Saturday, June 22, 2013


Reading related argumentative essay: “Should Physician Pay Be Tied to Performance?” Level *** reading tasks
Certainly in the past and even recently, the profession parents dreamt of for their precious offspring was the law or medicine. There are two reasons for this preference: respectability and good earnings. The fee for service system we are all familiar with guarantees a house, a summer house, a car and a healthy bank balance to a lot of doctors who can send their kids to private schools and enjoy every luxury. The patient on the other hand may need to trek back to the hospital for reams of tests, pay through the nose for a host of procedures he later finds out he doesn’t need. God help him if he has no health insurance.  This current, seemingly corrupt system cannot be allowed to continue; providers of health care should be paid for performance.
One important aspect of Obama’s health care bill involves reimbursing doctors in accordance with patient satisfaction surveys and how well they comply with procedures for patient care. Such a system would remove the incentive to do unnecessary tests, confine people to hospital beds for no good reason and many other bad incentives. Critics argue that there are far too many opportunities for doctors to game the system like setting the standards purposely low or altering the wording on patient charts but these and similar hitches can easily be circumvented by not allowing the doctors themselves to set the standards and giving doctors boxes to tick rather than reports to write. Just because there are certain hiccups, it doesn’t mean the system needs to be scrapped; it means the glitches need to be fixed.
Critics have also been clamoring that a physician’s performance is far too complex to measure and that due to the team work that goes on, it is hard to determine where one doctor’s responsibility ends and another’s begins. Who said anything about having the same standards for each branch of medicine? While death rates could be a good yard stick for surgery, it wouldn’t do at all for family doctors. The criteria will have to be custom designed. That the current system is out of control and some checks need to be applied goes without saying and paying for performance certainly fits the bill. Undeniably there are problems that need to be ironed out and let us face it, most things are better than what we currently have.
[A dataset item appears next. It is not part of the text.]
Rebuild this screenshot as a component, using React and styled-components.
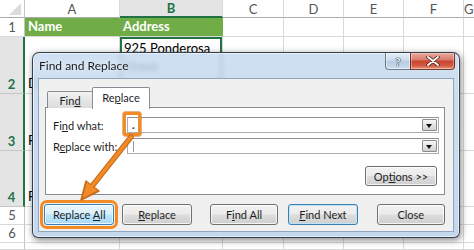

It is also argued by critics that paying for performance will weaken or even prevent doctors from trying to do a good job just for altruistic reasons or for the satisfaction of doing a good job. One thing that is being overlooked here is the psychology of scientists and doctors. There comes a point for every man or woman of science when everything fades away and all that remains is the problem: how to stem the bleeding for example or how to make the sutras hold. There is also the case of seemingly intractable problems where human genius is pitted against the disease; doctors and other healthcare professionals are not quitters. No amount of paying for performance will kill these instincts.
To sum up, there is far too much wrong with the current system of fee for service to continue with it. Paying for performance is a much fairer system despite the problems it sometimes presents. Shortcomings naturally emerge when any complex procedure is being tried for the first time. The thing to do in this case is to iron out the problems not go back to a system anyone can see doesn’t work.